• Work to do: Collect all lines below with the string "index".

• Source data:
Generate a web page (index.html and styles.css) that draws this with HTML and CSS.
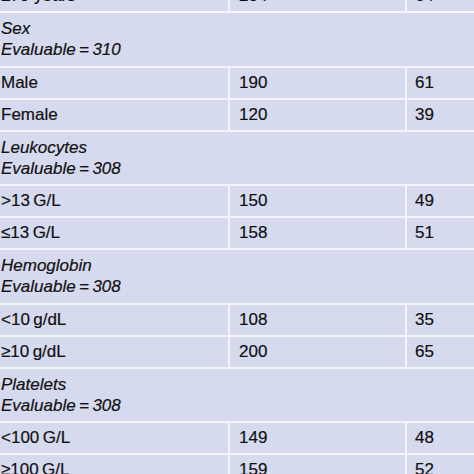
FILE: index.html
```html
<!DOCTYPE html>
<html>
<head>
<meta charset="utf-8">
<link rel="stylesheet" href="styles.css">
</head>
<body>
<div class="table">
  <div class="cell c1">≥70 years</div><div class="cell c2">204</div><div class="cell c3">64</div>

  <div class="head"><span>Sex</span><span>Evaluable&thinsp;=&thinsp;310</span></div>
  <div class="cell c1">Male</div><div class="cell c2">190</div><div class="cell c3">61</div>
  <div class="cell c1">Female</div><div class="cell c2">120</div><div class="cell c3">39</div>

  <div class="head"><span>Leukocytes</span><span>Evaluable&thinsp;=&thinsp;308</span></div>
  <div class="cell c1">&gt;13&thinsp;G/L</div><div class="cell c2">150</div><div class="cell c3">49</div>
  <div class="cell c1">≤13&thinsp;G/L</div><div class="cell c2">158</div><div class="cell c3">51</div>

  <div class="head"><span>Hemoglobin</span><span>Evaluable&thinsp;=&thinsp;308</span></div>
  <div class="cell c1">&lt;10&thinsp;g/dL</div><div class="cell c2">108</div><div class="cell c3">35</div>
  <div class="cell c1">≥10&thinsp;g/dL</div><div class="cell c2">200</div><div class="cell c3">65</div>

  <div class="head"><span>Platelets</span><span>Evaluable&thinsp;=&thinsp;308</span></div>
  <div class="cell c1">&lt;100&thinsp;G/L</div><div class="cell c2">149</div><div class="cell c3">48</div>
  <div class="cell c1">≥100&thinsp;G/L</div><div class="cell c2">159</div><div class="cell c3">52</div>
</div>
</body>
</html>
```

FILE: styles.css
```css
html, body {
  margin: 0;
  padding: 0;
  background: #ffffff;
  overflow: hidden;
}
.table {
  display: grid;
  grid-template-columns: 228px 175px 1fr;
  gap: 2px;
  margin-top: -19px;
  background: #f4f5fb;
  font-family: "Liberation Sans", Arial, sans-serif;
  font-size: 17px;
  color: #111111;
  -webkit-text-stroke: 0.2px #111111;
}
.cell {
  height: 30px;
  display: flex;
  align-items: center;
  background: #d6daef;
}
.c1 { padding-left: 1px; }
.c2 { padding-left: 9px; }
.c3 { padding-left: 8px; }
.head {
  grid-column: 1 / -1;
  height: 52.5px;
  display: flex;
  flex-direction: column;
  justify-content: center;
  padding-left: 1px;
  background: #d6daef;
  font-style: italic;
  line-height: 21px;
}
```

• The output:
Generate a web page (index.html and styles.css) that draws this with HTML and CSS.
FILE: index.html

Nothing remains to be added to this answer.